Just spent this morning quantifying this out of interest. The BF language is a 
good place to start:

  http://www.muppetlabs.com/~breadbox/bf/

You can write an interpreter for BF in a small amount of code and learn how to 
optimize it without too much difficulty.

I'm going to present three different OCaml programs. I'll start by comparing 
their performance before presenting and discussing the code.

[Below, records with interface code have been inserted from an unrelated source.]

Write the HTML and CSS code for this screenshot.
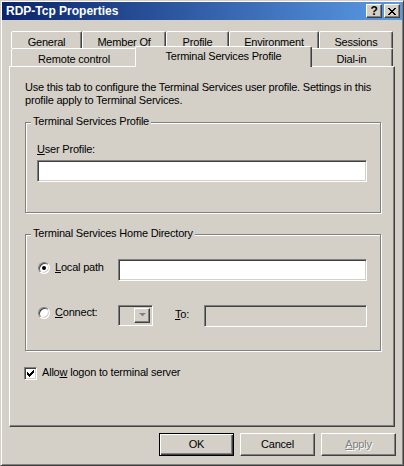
FILE: index.html
```html
<!DOCTYPE html>
<html>
<head>
<meta charset="utf-8">
<title>RDP-Tcp Properties</title>
<link rel="stylesheet" href="styles.css">
</head>
<body>
<div class="window">
  <div class="titlebar">
    <span class="title">RDP-Tcp Properties</span>
    <div class="tbtns">
      <span class="tbtn help">?</span>
      <span class="tbtn close"><svg width="8" height="7" viewBox="0 0 8 7"><path d="M0 0h2v1h1v1h2V1h1V0h2v1H7v1H6v1H5v1h1v1h1v1h1v1H6V6H5V5H3v1H2v1H0V6h1V5h1V4h1V3H2V2H1V1H0z" fill="#000"/></svg></span>
    </div>
  </div>
  <div class="content">
    <div class="tabs">
      <div class="tabrow back">
        <div class="tab t-general">General</div>
        <div class="tab t-member">Member Of</div>
        <div class="tab t-profile">Profile</div>
        <div class="tab t-env">Environment</div>
        <div class="tab t-sessions">Sessions</div>
      </div>
      <div class="tabrow front">
        <div class="tab t-remote">Remote control</div>
        <div class="tab t-tsp active">Terminal Services Profile</div>
        <div class="tab t-dial">Dial-in</div>
      </div>
    </div>
    <div class="panel">
      <p class="desc">Use this tab to configure the Terminal Services user profile. Settings in this<br>profile apply to Terminal Services.</p>
      <div class="group g1">
        <span class="legend">Terminal Services Profile</span>
        <div class="label"><u>U</u>ser Profile:</div>
        <div class="edit e-profile"></div>
      </div>
      <div class="group g2">
        <span class="legend">Terminal Services Home Directory</span>
        <div class="row r-local">
          <span class="radio checked"></span>
          <span class="rlabel"><u>L</u>ocal path</span>
          <div class="edit e-local"></div>
        </div>
        <div class="row r-connect">
          <span class="radio"></span>
          <span class="rlabel"><u>C</u>onnect:</span>
          <div class="combo"><span class="cbtn"><svg width="7" height="5" viewBox="0 0 7 5"><path d="M1 1h5L3.5 3.5z" fill="#fff"/><path d="M0 0h7L3.5 3.5z" fill="#808080"/></svg></span></div>
          <span class="tolabel"><u>T</u>o:</span>
          <div class="edit e-to"></div>
        </div>
      </div>
      <div class="check-row">
        <span class="checkbox"><svg width="7" height="7" viewBox="0 0 7 7"><path d="M6 0h1v3H6v1H5v1H4v1H3v1H2V6H1V5H0V2h1v1h1v1h1V3h1V2h1V1h1z" fill="#000"/></svg></span>
        <span class="clabel">Allo<u>w</u> logon to terminal server</span>
      </div>
    </div>
    <div class="buttons">
      <div class="btn default">OK</div>
      <div class="btn">Cancel</div>
      <div class="btn disabled"><u>A</u>pply</div>
    </div>
  </div>
</div>
</body>
</html>
```
FILE: styles.css
```css
* { box-sizing: border-box; }
html, body { margin: 0; padding: 0; }
body {
  width: 404px;
  height: 466px;
  background: #D4D0C8;
  font-family: "Liberation Sans", Arial, sans-serif;
  font-size: 11px;
  line-height: 13px;
  letter-spacing: -0.2px;
  color: #000;
  overflow: hidden;
}
u { text-decoration: underline; text-underline-offset: 1px; }

.window {
  width: 404px;
  height: 466px;
  border: 1px solid;
  border-color: #D4D0C8 #404040 #404040 #D4D0C8;
  box-shadow: inset 1px 1px #fff, inset -1px -1px #808080;
  padding: 1px;
  background: #D4D0C8;
}

.titlebar {
  height: 18px;
  background: linear-gradient(to right, #0A246A, #5B9BE6);
  display: flex;
  align-items: center;
  justify-content: space-between;
  padding: 0 2px 0 4px;
}
.title {
  color: #fff;
  font-weight: bold;
  font-size: 12px;
  letter-spacing: 0;
}
.tbtns { display: flex; gap: 2px; }
.tbtn {
  width: 16px;
  height: 14px;
  background: #D4D0C8;
  border: 1px solid;
  border-color: #fff #404040 #404040 #fff;
  box-shadow: inset -1px -1px #808080;
  display: flex;
  align-items: center;
  justify-content: center;
  font-weight: bold;
  font-size: 12px;
  line-height: 12px;
}

.content { padding-top: 11px; }

.tabs { margin-left: 9px; width: 382px; }
.tabrow { display: flex; }
.tabrow.back { height: 17px; }
.tabrow.front { height: 18px; }
.tab {
  border: 1px solid;
  border-bottom: none;
  border-color: #fff #404040 transparent #fff;
  box-shadow: inset -1px 0 #808080;
  border-radius: 2px 2px 0 0;
  text-align: center;
  padding-top: 4px;
  line-height: 12px;
  background: #D4D0C8;
  white-space: nowrap;
}
.back .tab { height: 17px; }
.front .tab { height: 18px; }
.tab.active {
  height: 21px;
  margin: -2px -2px -1px -2px;
  padding-top: 3px;
  position: relative;
  z-index: 1;
}
.t-general { width: 71px; }
.t-member { width: 84px; }
.t-profile { width: 63px; }
.t-env { width: 90px; }
.t-sessions { width: 74px; }
.t-remote { width: 126px; }
.t-tsp { width: 177px; }
.t-dial { width: 83px; }

.panel {
  margin-left: 7px;
  width: 386px;
  height: 361px;
  border: 1px solid;
  border-color: #fff #404040 #404040 #fff;
  box-shadow: inset -1px -1px #808080;
  padding: 14px 0 0 15px;
}
.desc { margin: 0; }

.group {
  position: relative;
  width: 356px;
  border: 1px solid #808080;
  box-shadow: inset 1px 1px #fff, 1px 1px #fff;
}
.legend {
  position: absolute;
  top: -8px;
  left: 5px;
  padding: 0 2px;
  background: #D4D0C8;
}
.g1 { height: 91px; margin-top: 15px; padding: 20px 0 0 11px; }
.g2 { height: 117px; margin-top: 21px; padding: 24px 0 0 12px; }

.edit {
  height: 22px;
  background: #fff;
  border: 1px solid;
  border-color: #808080 #fff #fff #808080;
  box-shadow: inset 1px 1px #404040, inset -1px -1px #D4D0C8;
}
.label { margin-bottom: 4px; }
.e-profile { width: 330px; }

.row { display: flex; align-items: flex-start; }
.r-local { height: 22px; }
.r-connect { margin-top: 24px; height: 22px; }
.radio {
  position: relative;
  width: 12px;
  height: 12px;
  flex: none;
  border-radius: 50%;
  background: #fff;
  border: 1px solid;
  border-color: #808080 #fff #fff #808080;
  box-shadow: inset 1px 1px #404040, inset -1px -1px #D4D0C8;
}
.r-local .radio { margin-top: 3px; }
.r-connect .radio { margin-top: 2px; }
.radio.checked::after {
  content: "";
  position: absolute;
  left: 3px;
  top: 3px;
  width: 4px;
  height: 4px;
  border-radius: 50%;
  background: #000;
}
.rlabel { margin-left: 5px; width: 63px; flex: none; }
.r-local .rlabel { margin-top: 2px; }
.r-connect .rlabel { margin-top: 1px; }
.e-local { width: 249px; }

.combo {
  width: 35px;
  height: 21px;
  flex: none;
  background: #D4D0C8;
  border: 1px solid;
  border-color: #808080 #fff #fff #808080;
  box-shadow: inset 1px 1px #404040, inset -1px -1px #D4D0C8;
  display: flex;
  justify-content: flex-end;
  padding: 2px;
}
.cbtn {
  width: 16px;
  height: 15px;
  border: 1px solid;
  border-color: #fff #404040 #404040 #fff;
  box-shadow: inset -1px -1px #808080;
  display: flex;
  align-items: center;
  justify-content: center;
}
.tolabel { margin-left: 22px; width: 29px; flex: none; margin-top: 3px; }
.e-to { width: 163px; background: #D4D0C8; }

.check-row { display: flex; align-items: flex-start; margin-top: 15px; margin-left: -1px; }
.checkbox {
  width: 13px;
  height: 13px;
  flex: none;
  margin-top: 1px;
  background: #fff;
  border: 1px solid;
  border-color: #808080 #fff #fff #808080;
  box-shadow: inset 1px 1px #404040, inset -1px -1px #D4D0C8;
  display: flex;
  align-items: center;
  justify-content: center;
}
.clabel { margin-left: 5px; }

.buttons {
  display: flex;
  justify-content: flex-end;
  gap: 6px;
  margin-top: 6px;
  padding-right: 6px;
}
.btn {
  width: 75px;
  height: 23px;
  border: 1px solid;
  border-color: #fff #404040 #404040 #fff;
  box-shadow: inset -1px -1px #808080;
  text-align: center;
  line-height: 20px;
}
.btn.default {
  border-color: #000;
  box-shadow: inset 1px 1px #fff, inset -1px -1px #404040, inset -2px -2px #808080;
}
.btn.disabled {
  color: #808080;
  text-shadow: 1px 1px #fff;
}
```
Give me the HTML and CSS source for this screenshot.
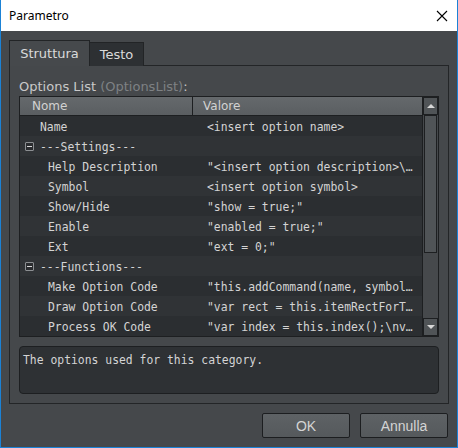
FILE: index.html
```html
<!DOCTYPE html>
<html lang="it">
<head>
    <meta charset="UTF-8">
    <title>Parametro</title>
    <link rel="stylesheet" href="styles.css">
</head>
<body>
    <div class="window">
        <div class="titlebar">
            <span class="title">Parametro</span>
            <svg class="close" width="12" height="12" viewBox="0 0 12 12">
                <path d="M1 1 L11 11 M11 1 L1 11" stroke="#000" stroke-width="1.1" fill="none"/>
            </svg>
        </div>

        <div class="dialog">
            <div class="tabs">
                <div class="tab active">Struttura</div>
                <div class="tab">Testo</div>
            </div>

            <div class="pane">
                <div class="label">Options List <span class="dim">(OptionsList)</span>:</div>

                <div class="tree">
                    <div class="tree-main">
                        <div class="head">
                            <div class="head-name">Nome</div>
                            <div class="head-value">Valore</div>
                        </div>
                        <div class="row">
                            <div class="cell-name lvl1">Name</div>
                            <div class="cell-value">&lt;insert option name&gt;</div>
                        </div>
                        <div class="row alt">
                            <div class="cell-name"><span class="toggle"></span>---Settings---</div>
                            <div class="cell-value"></div>
                        </div>
                        <div class="row">
                            <div class="cell-name lvl2">Help Description</div>
                            <div class="cell-value">"&lt;insert option description&gt;\…</div>
                        </div>
                        <div class="row alt">
                            <div class="cell-name lvl2">Symbol</div>
                            <div class="cell-value">&lt;insert option symbol&gt;</div>
                        </div>
                        <div class="row">
                            <div class="cell-name lvl2">Show/Hide</div>
                            <div class="cell-value">"show = true;"</div>
                        </div>
                        <div class="row alt">
                            <div class="cell-name lvl2">Enable</div>
                            <div class="cell-value">"enabled = true;"</div>
                        </div>
                        <div class="row">
                            <div class="cell-name lvl2">Ext</div>
                            <div class="cell-value">"ext = 0;"</div>
                        </div>
                        <div class="row alt">
                            <div class="cell-name"><span class="toggle"></span>---Functions---</div>
                            <div class="cell-value"></div>
                        </div>
                        <div class="row">
                            <div class="cell-name lvl2">Make Option Code</div>
                            <div class="cell-value">"this.addCommand(name, symbol…</div>
                        </div>
                        <div class="row alt">
                            <div class="cell-name lvl2">Draw Option Code</div>
                            <div class="cell-value">"var rect = this.itemRectForT…</div>
                        </div>
                        <div class="row">
                            <div class="cell-name lvl2">Process OK Code</div>
                            <div class="cell-value">"var index = this.index();\nv…</div>
                        </div>
                    </div>

                    <div class="scrollbar">
                        <div class="sb-btn"><span class="arrow-up"></span></div>
                        <div class="sb-track"><div class="sb-thumb"></div></div>
                        <div class="sb-btn"><span class="arrow-down"></span></div>
                    </div>
                </div>

                <div class="desc">The options used for this category.</div>
            </div>

            <div class="buttons">
                <button class="btn">OK</button>
                <button class="btn">Annulla</button>
            </div>
        </div>
    </div>
</body>
</html>
```

FILE: styles.css
```css
/* base */
body {
    margin: 0;
    padding: 0;
    background: #ffffff;
}

.window {
    width: 458px;
    height: 448px;
    box-sizing: border-box;
    border: 1px solid #1b82d6;
    border-top: none;
    display: flex;
    flex-direction: column;
    font-family: "DejaVu Sans", sans-serif;
}

/* barra del titolo */
.titlebar {
    height: 31px;
    flex: none;
    background: #ffffff;
    display: flex;
    align-items: center;
    justify-content: space-between;
    padding: 0 9px 0 8px;
    box-sizing: border-box;
}
.title {
    font-family: "Noto Sans", "Liberation Sans", sans-serif;
    font-size: 12px;
    color: #000000;
}
.close {
    display: block;
}

/* corpo del dialogo */
.dialog {
    flex: 1;
    background: #45484b;
    padding: 9px 8px 9px 8px;
    display: flex;
    flex-direction: column;
}

.tabs {
    display: flex;
    align-items: flex-end;
    height: 26px;
    flex: none;
    margin-bottom: -1px;
    position: relative;
    z-index: 1;
}
.tab {
    width: 55px;
    height: 24px;
    box-sizing: border-box;
    border: 1px solid #222426;
    border-bottom: none;
    background: #2d3033;
    color: #dadada;
    font-size: 13px;
    line-height: 23px;
    text-align: center;
    margin-left: -1px;
}
.tab.active {
    width: 81px;
    height: 26px;
    background: #46494c;
    margin-left: 0;
    line-height: 25px;
}

.pane {
    flex: 1;
    border: 1px solid #232527;
    padding: 12px 9px 9px 9px;
    display: flex;
    flex-direction: column;
}

.label {
    font-size: 13px;
    line-height: 17px;
    color: #c9c9c9;
    margin-bottom: 1px;
}
.label .dim {
    color: #7e8184;
}

/* albero delle opzioni */
.tree {
    display: flex;
    border: 1px solid #1d1f21;
    background: #2b2e31;
}
.tree-main {
    flex: 1;
    min-width: 0;
}

.head {
    display: flex;
    height: 19px;
    box-sizing: border-box;
    border-bottom: 1px solid #1d1f21;
    background: linear-gradient(#65696c, #5a5e61);
    font-size: 12px;
    line-height: 17px;
    padding-top: 1px;
    color: #d2d2d2;
}
.head-name {
    width: 173px;
    margin-top: -1px;
    box-sizing: border-box;
    padding-left: 12px;
    padding-top: 1px;
    border-right: 1px solid #1d1f21;
}
.head-value {
    flex: 1;
    padding-left: 10px;
}

.row {
    display: flex;
    height: 20px;
    box-sizing: border-box;
    padding-top: 2px;
    font-family: "DejaVu Sans Mono", monospace;
    font-size: 11.4px;
    line-height: 19px;
    color: #d4d4d4;
    background: #2b2e31;
}
.row.alt {
    background: #303336;
}
.cell-name {
    width: 174px;
    box-sizing: border-box;
    padding-left: 5px;
    display: flex;
    align-items: center;
    white-space: nowrap;
}
.cell-name.lvl1 {
    padding-left: 20px;
}
.cell-name.lvl2 {
    padding-left: 28px;
}
.cell-value {
    flex: 1;
    padding-left: 13px;
    white-space: nowrap;
    overflow: hidden;
}

.toggle {
    width: 9px;
    height: 9px;
    box-sizing: border-box;
    border: 1px solid #8c8f92;
    border-radius: 1px;
    background: #2a2c2f;
    margin-right: 6px;
    margin-top: -2px;
    position: relative;
}
.toggle::after {
    content: "";
    position: absolute;
    left: 1px;
    top: 3px;
    width: 5px;
    height: 1px;
    background: #d8d8d8;
}

/* barra di scorrimento */
.scrollbar {
    width: 16px;
    flex: none;
    box-sizing: border-box;
    border-left: 1px solid #1d1f21;
    background: #46494c;
    display: flex;
    flex-direction: column;
}
.sb-btn {
    height: 18px;
    box-sizing: border-box;
    border: 1px solid #1d1f21;
    background: #505457;
    display: flex;
    align-items: center;
    justify-content: center;
}
.sb-track {
    flex: 1;
    padding: 0 1px;
}
.sb-thumb {
    height: 138px;
    box-sizing: border-box;
    border: 1px solid #1d1f21;
    background: #505457;
}
.arrow-up {
    border-left: 4px solid transparent;
    border-right: 4px solid transparent;
    border-bottom: 4px solid #d8d8d8;
}
.arrow-down {
    border-left: 4px solid transparent;
    border-right: 4px solid transparent;
    border-top: 4px solid #d8d8d8;
}

/* descrizione */
.desc {
    margin-top: 9px;
    height: 48px;
    box-sizing: border-box;
    border: 1px solid #1d1f21;
    border-radius: 4px;
    background: #2e3134;
    padding: 5px 3px;
    font-family: "DejaVu Sans Mono", monospace;
    font-size: 11.4px;
    line-height: 16px;
    color: #d4d4d4;
}

/* pulsanti */
.buttons {
    display: flex;
    justify-content: flex-end;
    gap: 10px;
    margin-top: 9px;
    padding-right: 1px;
}
.btn {
    width: 88px;
    height: 25px;
    border: 1px solid #1c1e20;
    border-radius: 2px;
    background: linear-gradient(#5e6265, #55595c);
    color: #d4d4d4;
    font-family: "Liberation Sans", Arial, sans-serif;
    font-size: 14px;
    padding: 0;
}
```
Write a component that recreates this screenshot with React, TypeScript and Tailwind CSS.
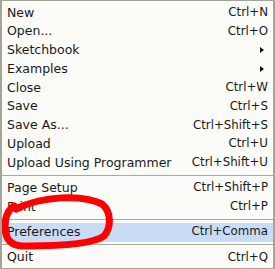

I've benchmarked 
them all evaluating a BF program that solves the Towers of Hanoi (including 
ASCII art!) from that web page:

OCaml 1: 186s  41LOC
C:        79s  77LOC
OCaml 2:  59s  42LOC
OCaml 3:  29s  59LOC
OCaml 3:  25s  47LOC

Note that most of the OCaml implementations are substantially shorter and 
faster than the C.

Here is a simple OCaml1 interpreter of the BF language:

open Printf
let data = String.make 1000000 '\000'
let edit f p =
  let c = f (int_of_char data.[p]) land 0xff in
  data.[p] <- char_of_int c
let try_input_line ch = try Some(input_line ch) with End_of_file -> None
let rec read ch = match try_input_line ch with
  | Some line -> line :: read ch
  | None -> []
let code = match Sys.argv with
  | [|_; file|] ->
      let ch = open_in file in
      let code = read ch in
      close_in ch;
      code
  | _ -> read stdin
let code = String.concat "" code
let rec run p pc stack =
  if pc < 0 || pc >= String.length code then exit 0;
  match code.[pc], stack with
   | '>', _ -> run (p + 1) (pc + 1) stack
   | '<', _ -> run (p - 1) (pc + 1) stack
   | '+', _ -> edit ((+) 1) p; run p (pc + 1) stack
   | '-', _ -> edit (fun n -> n-1) p; run p (pc + 1) stack
   | '.', _ -> printf "%c%!" data.[p]; run p (pc + 1) stack
   | ',', _ -> data.[p] <- input_char stdin; run p (pc + 1) stack
   | '[', _ when data.[p] = '\000' -> ffwd 1 p (pc + 1) stack
   | '[', _ -> run p (pc + 1) (pc :: stack)
   | ']', _::stack when data.[p] = '\000' -> run p (pc + 1) stack
   | ']', pc::_ -> run p (pc + 1) stack
   | _ -> run p (pc + 1) stack
and ffwd lev p pc stack =
  match code.[pc], lev with
  | ']', 1 -> run p (pc + 1) stack
  | ']', lev -> ffwd (lev - 1) p (pc + 1) stack
  | '[', _ -> ffwd (lev + 1) p (pc + 1) stack
  | _ -> ffwd lev p (pc + 1) stack
let () = run 0 0 []

As you can see, this program dispatches over the characters directly from the 
bytecode itself. No attempt is made to make the bytecode into a friendlier 
data structure for OCaml. This implementation is over 2x slower than the 
naive C code for two main reasons:

1. Reading and writing characters is slow in OCaml.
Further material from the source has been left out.